I know that I continue to use our experience in Israel in my blogging, but the experience is still fresh in my mind. The emotions and pictures in my head of last year are still vivid and still provide a constant backdrop for life here in Orange County. One constant burden on me in Jerusalem was the Palestinian-Jewish conflict. Given the news these days, I am sure it is now a burden for many. Ryan talked about the "eye for eye, tooth for tooth" tribal mentality in the middle east that prevents peace from ever happening. It is heartbreaking to think that there is no real "hope" for people to truly live side by side in love as long as there is no forgiveness. Until one side lays down it's arms and says "I will pursue peace, even if it kills me" I personally don't see an end to the conflict. Of course life has given us examples of people who have done this - Martin Luther King for one. And as Ryan also pointed out, a Middle Eastern man named Jesus who did lay his life down in the name of grace and forgiveness.
My commentary though is not so much a result of the current Middle East unrest, as it is from an unrest in my own soul right now. When I came back to the states I vowed to learn from our experience and to realize that if someone throws a stone my way, I cannot throw it back or else a cycle will begin that does not follow the path of Jesus. Of course by even writing this blog I guess it could be perceived as a stone being thrown. My perspective is that I have been hit recently and sit wounded and questioning. I wrestle with what the right thing to do is and am sad to find that some consider our family even worth the effort to hurt us.
Since returning to California our family has run into several strange and painful situations that we have not understood. People from our past church who we considered family and who we cherished as brothers and sisters in the faith have stopped talking to us. I have personally run into people who have turned and walked away from me in the local mall. I was actually so stunned one particular time that I followed the person thinking they didn't recognize me, only to have them make it obvious that they didn't want to talk to me. We have had emails from people requesting that we do not contact them or pursue friendships with them. This past week a friend confessed she had heard in the rumor mill some very hurtful and untrue things about Ryan that helped me to understand a little bit the behavior we have encountered. I honestly don't know which emotion rings stronger in me...the sense of deep hurt and betrayal that someone would spread such blatant lies about us or the equal sense of hurt that people would take those lies as truth without ever checking our side of the story.

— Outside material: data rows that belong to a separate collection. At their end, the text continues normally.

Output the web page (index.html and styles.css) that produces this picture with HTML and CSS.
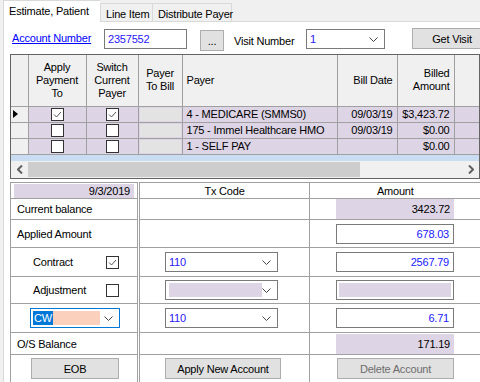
FILE: index.html
```html
<!DOCTYPE html>
<html lang="en">
    <head>
        <meta charset="UTF-8" />
        <meta name="viewport" content="width=device-width, initial-scale=1.0" />
        <title>Estimate, Patient</title>
        <link rel="stylesheet" href="styles.css">
    </head>
    <body>
        <div class="tabs">
            <div class="tab active">Estimate, Patient</div>
            <div class="tab">Line Item</div>
            <div class="tab">Distribute Payer</div>
        </div>

        <div class="panel">
            <div class="toolbar">
                <a class="link" href="#">Account Number</a>
                <div class="textbox acct">2357552</div>
                <button class="btn dots">...</button>
                <span class="visit-label">Visit Number</span>
                <div class="combo visit">
                    <span class="combo-text">1</span>
                    <svg class="chev" width="9" height="5"><polyline points="0.5,0.5 4.5,4.5 8.5,0.5" fill="none" stroke="#444" /></svg>
                </div>
                <button class="btn get-visit">Get Visit</button>
            </div>

            <div class="grid">
                <table class="payers">
                    <colgroup>
                        <col style="width: 17px" />
                        <col style="width: 58px" />
                        <col style="width: 52px" />
                        <col style="width: 44px" />
                        <col style="width: 155px" />
                        <col style="width: 60px" />
                        <col style="width: 57px" />
                        <col style="width: 67px" />
                    </colgroup>
                    <tr>
                        <th class="rowhead"></th>
                        <th>Apply<br />Payment<br />To</th>
                        <th>Switch<br />Current<br />Payer</th>
                        <th>Payer<br />To Bill</th>
                        <th class="left">Payer</th>
                        <th class="right">Bill Date</th>
                        <th class="right">Billed<br />Amount</th>
                        <th class="right">Applied<br />Amount</th>
                    </tr>
                    <tr>
                        <td class="rowhead"><span class="current"></span></td>
                        <td class="center"><svg class="chk" width="13" height="13"><rect x="0.5" y="0.5" width="12" height="12" fill="#fff" stroke="#333" /><polyline points="3,6.5 5.5,9 10,4" fill="none" stroke="#555" /></svg></td>
                        <td class="center"><svg class="chk" width="13" height="13"><rect x="0.5" y="0.5" width="12" height="12" fill="#fff" stroke="#333" /><polyline points="3,6.5 5.5,9 10,4" fill="none" stroke="#555" /></svg></td>
                        <td class="tobill"><span></span></td>
                        <td>4 - MEDICARE (SMMS0)</td>
                        <td class="right">09/03/19</td>
                        <td class="right">$3,423.72</td>
                        <td></td>
                    </tr>
                    <tr>
                        <td class="rowhead"></td>
                        <td class="center"><svg class="chk" width="13" height="13"><rect x="0.5" y="0.5" width="12" height="12" fill="#fff" stroke="#333" /></svg></td>
                        <td class="center"><svg class="chk" width="13" height="13"><rect x="0.5" y="0.5" width="12" height="12" fill="#fff" stroke="#333" /></svg></td>
                        <td class="tobill"><span></span></td>
                        <td>175 - Immel Healthcare HMO</td>
                        <td class="right">09/03/19</td>
                        <td class="right">$0.00</td>
                        <td></td>
                    </tr>
                    <tr>
                        <td class="rowhead"></td>
                        <td class="center"><svg class="chk" width="13" height="13"><rect x="0.5" y="0.5" width="12" height="12" fill="#fff" stroke="#333" /></svg></td>
                        <td class="center"><svg class="chk" width="13" height="13"><rect x="0.5" y="0.5" width="12" height="12" fill="#fff" stroke="#333" /></svg></td>
                        <td class="tobill"><span></span></td>
                        <td>1 - SELF PAY</td>
                        <td></td>
                        <td class="right">$0.00</td>
                        <td></td>
                    </tr>
                </table>
                <div class="grid-fill"></div>
                <div class="hscroll">
                    <span class="arrow"><svg width="6" height="9"><polyline points="5,0.5 1,4.5 5,8.5" fill="none" stroke="#606060" stroke-width="2" /></svg></span>
                    <span class="thumb"></span>
                    <span class="track"></span>
                    <span class="arrow"><svg width="6" height="9"><polyline points="1,0.5 5,4.5 1,8.5" fill="none" stroke="#606060" stroke-width="2" /></svg></span>
                </div>
            </div>

            <table class="entry">
                <colgroup>
                    <col style="width: 128px" />
                    <col style="width: 171px" />
                    <col style="width: 171px" />
                </colgroup>
                <tr class="head">
                    <td><div class="date-box">9/3/2019</div></td>
                    <td class="tx center">Tx Code</td>
                    <td class="center">Amount</td>
                </tr>
                <tr class="r-balance">
                    <td class="label">Current balance</td>
                    <td class="tx"></td>
                    <td><div class="amount readonly">3423.72</div></td>
                </tr>
                <tr class="r-applied">
                    <td class="label">Applied Amount</td>
                    <td class="tx"></td>
                    <td><div class="amount">678.03</div></td>
                </tr>
                <tr class="r-contract">
                    <td>
                        <div class="check-row">
                            <span class="check-label">Contract</span>
                            <svg class="chk" width="13" height="13"><rect x="0.5" y="0.5" width="12" height="12" fill="#fff" stroke="#333" /><polyline points="3,6.5 5.5,9 10,4" fill="none" stroke="#555" /></svg>
                        </div>
                    </td>
                    <td class="tx">
                        <div class="combo code">
                            <span class="combo-text">110</span>
                            <svg class="chev" width="9" height="5"><polyline points="0.5,0.5 4.5,4.5 8.5,0.5" fill="none" stroke="#444" /></svg>
                        </div>
                    </td>
                    <td><div class="amount">2567.79</div></td>
                </tr>
                <tr class="r-adjust">
                    <td>
                        <div class="check-row">
                            <span class="check-label">Adjustment</span>
                            <svg class="chk" width="13" height="13"><rect x="0.5" y="0.5" width="12" height="12" fill="#fff" stroke="#333" /></svg>
                        </div>
                    </td>
                    <td class="tx">
                        <div class="combo code disabled">
                            <span class="combo-fill"></span>
                            <svg class="chev" width="9" height="5"><polyline points="0.5,0.5 4.5,4.5 8.5,0.5" fill="none" stroke="#444" /></svg>
                        </div>
                    </td>
                    <td><div class="amount disabled"><span class="amount-fill"></span></div></td>
                </tr>
                <tr class="r-cw">
                    <td>
                        <div class="combo cw">
                            <span class="cw-fill"><span class="sel">CW</span></span>
                            <svg class="chev" width="9" height="5"><polyline points="0.5,0.5 4.5,4.5 8.5,0.5" fill="none" stroke="#444" /></svg>
                        </div>
                    </td>
                    <td class="tx">
                        <div class="combo code">
                            <span class="combo-text">110</span>
                            <svg class="chev" width="9" height="5"><polyline points="0.5,0.5 4.5,4.5 8.5,0.5" fill="none" stroke="#444" /></svg>
                        </div>
                    </td>
                    <td><div class="amount">6.71</div></td>
                </tr>
                <tr class="r-os">
                    <td class="label">O/S Balance</td>
                    <td class="tx"></td>
                    <td><div class="amount readonly">171.19</div></td>
                </tr>
                <tr class="r-buttons">
                    <td><button class="btn eob">EOB</button></td>
                    <td class="tx"><button class="btn apply-new">Apply New Account</button></td>
                    <td><button class="btn delete" disabled>Delete Account</button></td>
                </tr>
            </table>
        </div>
    </body>
</html>
```

FILE: styles.css
```css
* {
    box-sizing: border-box;
}

body {
    margin: 0;
    width: 480px;
    height: 382px;
    overflow: hidden;
    background-color: #f0f0f0;
    font-family: "Liberation Sans", Arial, sans-serif;
    font-size: 11px;
    letter-spacing: -0.2px;
    color: #000;
}

/* tab strip */
.tabs {
    display: flex;
    align-items: flex-end;
    height: 21px;
    padding-left: 3px;
}

.tab {
    height: 18px;
    padding: 4px 0 0 5px;
    border: 1px solid #d9d9d9;
    border-bottom: none;
    background-color: #f0f0f0;
    white-space: nowrap;
}

.tab:nth-child(2) {
    width: 53px;
}

.tab:nth-child(3) {
    width: 79px;
    border-left: none;
}

.tab.active {
    width: 97px;
    height: 22px;
    padding: 4px 0 0 5px;
    margin-bottom: -1px;
    background-color: #fff;
    border-right: none;
    position: relative;
}

.panel {
    height: 361px;
    margin-left: 3px;
    padding-left: 6px;
    background-color: #fff;
    border-top: 1px solid #d9d9d9;
    border-left: 1px solid #d9d9d9;
}

/* account / visit bar */
.toolbar {
    display: flex;
    align-items: flex-start;
    padding-top: 6px;
    height: 32px;
}

.toolbar > * {
    flex-shrink: 0;
}

.link {
    margin: 4px 0 0 2px;
    width: 92px;
    color: #0000ff;
}

.textbox,
.combo {
    display: flex;
    align-items: center;
    height: 20px;
    border: 1px solid #7a7a7a;
    background-color: #fff;
    color: #2a16f5;
    padding-left: 3px;
}

.acct {
    width: 83px;
    margin-top: 1px;
}

.btn {
    height: 21px;
    padding: 0;
    border: 1px solid #adadad;
    background-color: #e1e1e1;
    font-family: inherit;
    font-size: 11px;
    letter-spacing: inherit;
    color: #000;
}

.dots {
    width: 24px;
    margin: 2px 0 0 13px;
}

.visit-label {
    width: 72px;
    margin: 7px 0 0 10px;
}

.combo {
    justify-content: space-between;
    padding-right: 6px;
}

.visit {
    width: 79px;
    margin-top: 1px;
}

.get-visit {
    width: 80px;
    height: 21px;
    margin-left: 27px;
}

/* payer grid */
.grid {
    display: flex;
    flex-direction: column;
    height: 125px;
    border: 1px solid #646464;
    overflow: hidden;
    background-color: #cadcf2;
}

.payers {
    border-collapse: collapse;
    table-layout: fixed;
    width: 510px;
}

.payers th {
    height: 51px;
    padding: 0 4px;
    border: 1px solid #a0a0a0;
    border-top: none;
    background-color: #f0f0f0;
    font-weight: normal;
    line-height: 13px;
    text-align: center;
    vertical-align: middle;
}

.payers td {
    height: 16px;
    padding: 0 4px;
    border: 1px solid #a0a0a0;
    background-color: #ddd5e6;
    line-height: 14px;
    white-space: nowrap;
    overflow: hidden;
}

.payers .rowhead {
    border-left: none;
    background-color: #f0f0f0;
    padding: 0;
}

.payers .left {
    text-align: left;
}

.payers .right {
    text-align: right;
}

.payers .center {
    text-align: center;
    padding: 0;
}

.chk {
    display: block;
}

.payers .chk {
    margin: 0 auto;
}

.current {
    display: block;
    width: 0;
    height: 0;
    margin-left: 2px;
    border-top: 4px solid transparent;
    border-bottom: 4px solid transparent;
    border-left: 5px solid #000;
}

.payers .tobill {
    padding: 1px;
}

.tobill span {
    display: block;
    height: 13px;
    background-color: #e3e3e3;
}

.grid-fill {
    flex: 1;
}

.hscroll {
    display: flex;
    height: 17px;
    background-color: #f0f0f0;
}

.arrow {
    display: flex;
    align-items: center;
    justify-content: center;
    width: 17px;
}

.thumb {
    width: 332px;
    margin: 1px 0;
    background-color: #cdcdcd;
}

.track {
    flex: 1;
}

/* amounts table */
.entry {
    margin-top: 3px;
    border-collapse: collapse;
    table-layout: fixed;
    width: 470px;
}

.entry td {
    padding: 0;
    border: 1px solid #a0a0a0;
    border-right: none;
    vertical-align: middle;
    white-space: nowrap;
}

.entry .tx {
    border-left: 3px double #a0a0a0;
}

.entry .center {
    text-align: center;
}

.entry .head td {
    height: 16px;
}

.date-box {
    height: 14px;
    margin: 1px 3px 0 3px;
    padding-right: 4px;
    background-color: #ddd5e6;
    text-align: right;
    line-height: 14px;
}

.entry .label {
    padding-left: 6px;
}

.r-balance td {
    height: 21px;
}

.r-applied td {
    height: 28px;
}

.r-contract td,
.r-cw td {
    height: 29px;
}

.r-adjust td {
    height: 27px;
}

.r-os td {
    height: 22px;
}

.r-buttons td {
    height: 28px;
}

.amount {
    width: 118px;
    height: 20px;
    margin-left: 26px;
    padding-right: 4px;
    border: 1px solid #7a7a7a;
    background-color: #fff;
    color: #2020ff;
    text-align: right;
    line-height: 18px;
}

.amount.readonly {
    border: none;
    background-color: #ddd5e6;
    color: #000;
    line-height: 20px;
}

.amount.disabled {
    padding: 2px;
}

.amount-fill {
    display: block;
    height: 14px;
    background-color: #ddd5e6;
}

.check-row {
    display: flex;
    align-items: center;
    padding-left: 22px;
}

.check-label {
    width: 73px;
}

.code {
    width: 113px;
    margin-left: 25px;
}

.combo-fill {
    width: 94px;
    height: 14px;
    background-color: #ddd5e6;
}

.cw {
    width: 90px;
    margin-left: 19px;
    border-color: #0078d7;
    padding-left: 2px;
}

.cw-fill {
    display: flex;
    width: 67px;
    height: 14px;
    background-color: #fbd0bc;
}

.sel {
    padding: 0 1px;
    background-color: #0078d7;
    color: #fff;
    line-height: 14px;
}

.eob {
    width: 88px;
    margin-left: 20px;
}

.apply-new {
    width: 116px;
    margin-left: 25px;
}

.delete {
    width: 117px;
    margin-left: 27px;
    color: #6d6d6d;
}
```
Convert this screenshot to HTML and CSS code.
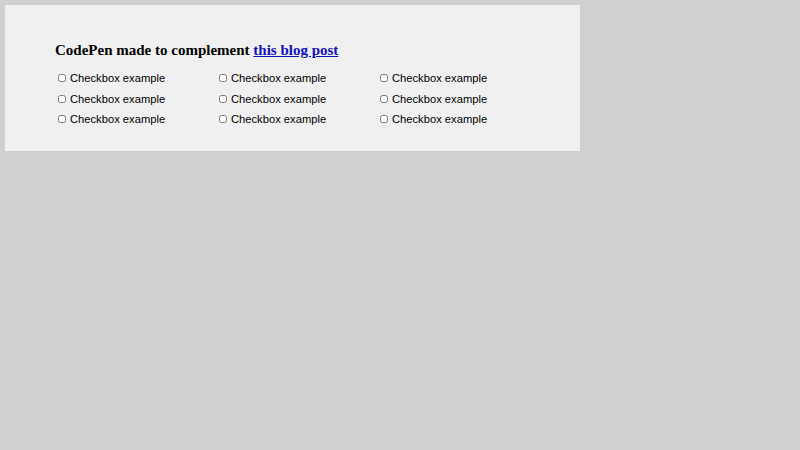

I feel hit on several sides by stones right now and of course I ponder my response. Our family has worked for many wonderful churches and pastors and consider them mentors and friends. We are welcomed back at those congregations with open arms. We believe that all believers are a part of the same mission to show the world the love of God and one of the best ways to do that is through the love and forgiveness that we extend to each other. I believe that many followers of God strive to do this and perhaps including even the people who have recently thrown stones our way. I can't think the worst of them that they realize what they are doing to injure so gravely a part of their family in Christ. So what do we do? I fantasize about locking everyone in our former church together along with our family until we can all come to a true reconciliation. I think it is best perhaps to say nothing, although by writing about this I have already rejected that option. I could throw a stone back but we all know where that will lead and truthfully I have no desire for that. I could take the moral high ground and say that we have been above reproach at all times but that is a very frightening stance to take - since the only people Christ ever seemed to have issue with were those who "claimed" the religious high ground. I could apologize for apparently doing things that, whether real or perceived, have led people to be cruel to us. I honestly don't know that to do. The only thing that I can take away from it all is to look into my own life and to make sure that I guard against listening and believing things about other people without talking with them personally about it. I need to ask God's forgiveness for the stones I have thrown and to admit I have indeed thrown them.
Being a pastor's wife comes with a high price some days and one of those things is that we are de-humanized by others. People forget that we are, in fact, human and that we bleed and hurt just like everyone else. We aren't perfect and you can't expect us to be. And when our husbands are under scrutiny and when they are slandered and hit, it might as well be us as well. If anyone reads this who has been hurt or angered by Ryan or me I welcome dialogue and the opportunity to weep and wrestle together until true reconciliation can come about. Here's to a new year and hope for peace.
2 comments:
Sara,
My heart is breaking for you as I read this post, I know this is not the way you would treat anyone. I'm so sorry.
~p
Sara,
I stumbled onto your blog this evening and was struck by the similarity in situations. My husband, too, is a pastor and we have been struggling with some folks in our congregation who have been very hurtful to us in a similar way. Unfortunately, it has caused some division in the church and we are seeking to find our way through and to do God's will. It's a hard situation to be in.
Your last paragraph summed it all up for me. Although people have not personally attacked me, by attacking my husband and spreading hurtful rumors, they have hurt me as much as they've hurt him. I, too, struggle with what to do. And you're right, I'm a human being like anyone else and prone to human responses. It's hard to push through the anger and focus on reconciliation, and it's definitely hard not to throw stones back!
Thanks for your blog. It's nice to see other pastor's wives out there working through the same issues.
P.S. I, too, do not play piano or have big hair and am a complete introvert who can appreciate a dry sense of humor--I'm married to the king of dry humor!